Give every entry again, word for word.

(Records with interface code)
════════

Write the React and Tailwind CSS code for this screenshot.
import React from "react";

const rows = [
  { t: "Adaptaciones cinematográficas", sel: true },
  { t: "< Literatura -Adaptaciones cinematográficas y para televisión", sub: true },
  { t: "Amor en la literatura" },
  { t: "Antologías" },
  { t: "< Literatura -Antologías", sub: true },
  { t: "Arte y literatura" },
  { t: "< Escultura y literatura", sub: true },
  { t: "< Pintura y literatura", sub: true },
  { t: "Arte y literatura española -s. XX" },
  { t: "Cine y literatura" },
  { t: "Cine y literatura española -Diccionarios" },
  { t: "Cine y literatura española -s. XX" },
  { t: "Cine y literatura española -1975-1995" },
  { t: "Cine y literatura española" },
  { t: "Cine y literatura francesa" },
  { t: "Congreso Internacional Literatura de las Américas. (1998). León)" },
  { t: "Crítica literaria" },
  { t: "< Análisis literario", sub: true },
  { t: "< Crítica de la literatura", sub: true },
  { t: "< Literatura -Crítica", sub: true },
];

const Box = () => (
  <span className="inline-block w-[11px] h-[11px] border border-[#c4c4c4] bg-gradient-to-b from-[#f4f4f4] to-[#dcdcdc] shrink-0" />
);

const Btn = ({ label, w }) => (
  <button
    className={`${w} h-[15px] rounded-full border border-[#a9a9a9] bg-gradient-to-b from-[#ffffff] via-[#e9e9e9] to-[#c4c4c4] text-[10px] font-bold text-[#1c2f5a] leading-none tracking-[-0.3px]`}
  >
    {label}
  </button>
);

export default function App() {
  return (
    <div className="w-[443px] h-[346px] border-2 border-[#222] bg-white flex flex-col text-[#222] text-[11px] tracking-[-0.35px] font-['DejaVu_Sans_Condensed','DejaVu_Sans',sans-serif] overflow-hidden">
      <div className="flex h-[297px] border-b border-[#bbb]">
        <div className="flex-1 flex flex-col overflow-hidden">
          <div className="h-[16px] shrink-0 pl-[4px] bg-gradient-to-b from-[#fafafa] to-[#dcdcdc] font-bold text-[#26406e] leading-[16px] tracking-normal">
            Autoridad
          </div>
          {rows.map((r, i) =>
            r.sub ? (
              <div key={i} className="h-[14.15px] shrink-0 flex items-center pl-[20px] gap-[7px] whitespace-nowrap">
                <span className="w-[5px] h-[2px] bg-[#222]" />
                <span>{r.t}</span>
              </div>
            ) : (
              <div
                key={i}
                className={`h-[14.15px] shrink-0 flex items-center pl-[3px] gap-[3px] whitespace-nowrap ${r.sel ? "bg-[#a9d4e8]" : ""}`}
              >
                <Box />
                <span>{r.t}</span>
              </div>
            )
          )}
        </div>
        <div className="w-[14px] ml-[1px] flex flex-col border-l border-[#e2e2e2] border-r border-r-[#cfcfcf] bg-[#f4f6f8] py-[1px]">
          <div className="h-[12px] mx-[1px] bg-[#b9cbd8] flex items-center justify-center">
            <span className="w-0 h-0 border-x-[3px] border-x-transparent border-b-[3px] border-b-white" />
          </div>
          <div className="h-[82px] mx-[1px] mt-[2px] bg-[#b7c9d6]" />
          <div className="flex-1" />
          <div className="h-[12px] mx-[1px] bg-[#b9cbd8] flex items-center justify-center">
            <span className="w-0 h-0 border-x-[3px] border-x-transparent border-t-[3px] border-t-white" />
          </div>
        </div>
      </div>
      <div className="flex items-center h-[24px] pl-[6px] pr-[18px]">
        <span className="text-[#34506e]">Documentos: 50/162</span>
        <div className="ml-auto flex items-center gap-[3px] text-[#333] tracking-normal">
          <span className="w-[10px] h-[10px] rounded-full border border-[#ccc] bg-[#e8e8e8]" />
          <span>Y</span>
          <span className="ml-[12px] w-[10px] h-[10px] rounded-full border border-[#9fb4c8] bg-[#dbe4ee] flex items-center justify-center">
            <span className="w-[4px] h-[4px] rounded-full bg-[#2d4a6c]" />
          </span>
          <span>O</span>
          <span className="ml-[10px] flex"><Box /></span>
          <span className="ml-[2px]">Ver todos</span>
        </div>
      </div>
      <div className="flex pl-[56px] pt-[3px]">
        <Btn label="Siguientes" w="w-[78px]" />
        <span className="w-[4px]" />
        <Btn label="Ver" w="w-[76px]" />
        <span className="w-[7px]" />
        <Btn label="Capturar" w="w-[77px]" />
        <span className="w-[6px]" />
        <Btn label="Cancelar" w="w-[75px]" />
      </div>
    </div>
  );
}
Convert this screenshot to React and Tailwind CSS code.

════════

TASK ANSWER:
Write the React and Tailwind CSS code for this screenshot.
import React from "react";

const rows = [
  { t: "Adaptaciones cinematográficas", sel: true },
  { t: "< Literatura -Adaptaciones cinematográficas y para televisión", sub: true },
  { t: "Amor en la literatura" },
  { t: "Antologías" },
  { t: "< Literatura -Antologías", sub: true },
  { t: "Arte y literatura" },
  { t: "< Escultura y literatura", sub: true },
  { t: "< Pintura y literatura", sub: true },
  { t: "Arte y literatura española -s. XX" },
  { t: "Cine y literatura" },
  { t: "Cine y literatura española -Diccionarios" },
  { t: "Cine y literatura española -s. XX" },
  { t: "Cine y literatura española -1975-1995" },
  { t: "Cine y literatura española" },
  { t: "Cine y literatura francesa" },
  { t: "Congreso Internacional Literatura de las Américas. (1998). León)" },
  { t: "Crítica literaria" },
  { t: "< Análisis literario", sub: true },
  { t: "< Crítica de la literatura", sub: true },
  { t: "< Literatura -Crítica", sub: true },
];

const Box = () => (
  <span className="inline-block w-[11px] h-[11px] border border-[#c4c4c4] bg-gradient-to-b from-[#f4f4f4] to-[#dcdcdc] shrink-0" />
);

const Btn = ({ label, w }) => (
  <button
    className={`${w} h-[15px] rounded-full border border-[#a9a9a9] bg-gradient-to-b from-[#ffffff] via-[#e9e9e9] to-[#c4c4c4] text-[10px] font-bold text-[#1c2f5a] leading-none tracking-[-0.3px]`}
  >
    {label}
  </button>
);

export default function App() {
  return (
    <div className="w-[443px] h-[346px] border-2 border-[#222] bg-white flex flex-col text-[#222] text-[11px] tracking-[-0.35px] font-['DejaVu_Sans_Condensed','DejaVu_Sans',sans-serif] overflow-hidden">
      <div className="flex h-[297px] border-b border-[#bbb]">
        <div className="flex-1 flex flex-col overflow-hidden">
          <div className="h-[16px] shrink-0 pl-[4px] bg-gradient-to-b from-[#fafafa] to-[#dcdcdc] font-bold text-[#26406e] leading-[16px] tracking-normal">
            Autoridad
          </div>
          {rows.map((r, i) =>
            r.sub ? (
              <div key={i} className="h-[14.15px] shrink-0 flex items-center pl-[20px] gap-[7px] whitespace-nowrap">
                <span className="w-[5px] h-[2px] bg-[#222]" />
                <span>{r.t}</span>
              </div>
            ) : (
              <div
                key={i}
                className={`h-[14.15px] shrink-0 flex items-center pl-[3px] gap-[3px] whitespace-nowrap ${r.sel ? "bg-[#a9d4e8]" : ""}`}
              >
                <Box />
                <span>{r.t}</span>
              </div>
            )
          )}
        </div>
        <div className="w-[14px] ml-[1px] flex flex-col border-l border-[#e2e2e2] border-r border-r-[#cfcfcf] bg-[#f4f6f8] py-[1px]">
          <div className="h-[12px] mx-[1px] bg-[#b9cbd8] flex items-center justify-center">
            <span className="w-0 h-0 border-x-[3px] border-x-transparent border-b-[3px] border-b-white" />
          </div>
          <div className="h-[82px] mx-[1px] mt-[2px] bg-[#b7c9d6]" />
          <div className="flex-1" />
          <div className="h-[12px] mx-[1px] bg-[#b9cbd8] flex items-center justify-center">
            <span className="w-0 h-0 border-x-[3px] border-x-transparent border-t-[3px] border-t-white" />
          </div>
        </div>
      </div>
      <div className="flex items-center h-[24px] pl-[6px] pr-[18px]">
        <span className="text-[#34506e]">Documentos: 50/162</span>
        <div className="ml-auto flex items-center gap-[3px] text-[#333] tracking-normal">
          <span className="w-[10px] h-[10px] rounded-full border border-[#ccc] bg-[#e8e8e8]" />
          <span>Y</span>
          <span className="ml-[12px] w-[10px] h-[10px] rounded-full border border-[#9fb4c8] bg-[#dbe4ee] flex items-center justify-center">
            <span className="w-[4px] h-[4px] rounded-full bg-[#2d4a6c]" />
          </span>
          <span>O</span>
          <span className="ml-[10px] flex"><Box /></span>
          <span className="ml-[2px]">Ver todos</span>
        </div>
      </div>
      <div className="flex pl-[56px] pt-[3px]">
        <Btn label="Siguientes" w="w-[78px]" />
        <span className="w-[4px]" />
        <Btn label="Ver" w="w-[76px]" />
        <span className="w-[7px]" />
        <Btn label="Capturar" w="w-[77px]" />
        <span className="w-[6px]" />
        <Btn label="Cancelar" w="w-[75px]" />
      </div>
    </div>
  );
}
Convert this screenshot to React and Tailwind CSS code.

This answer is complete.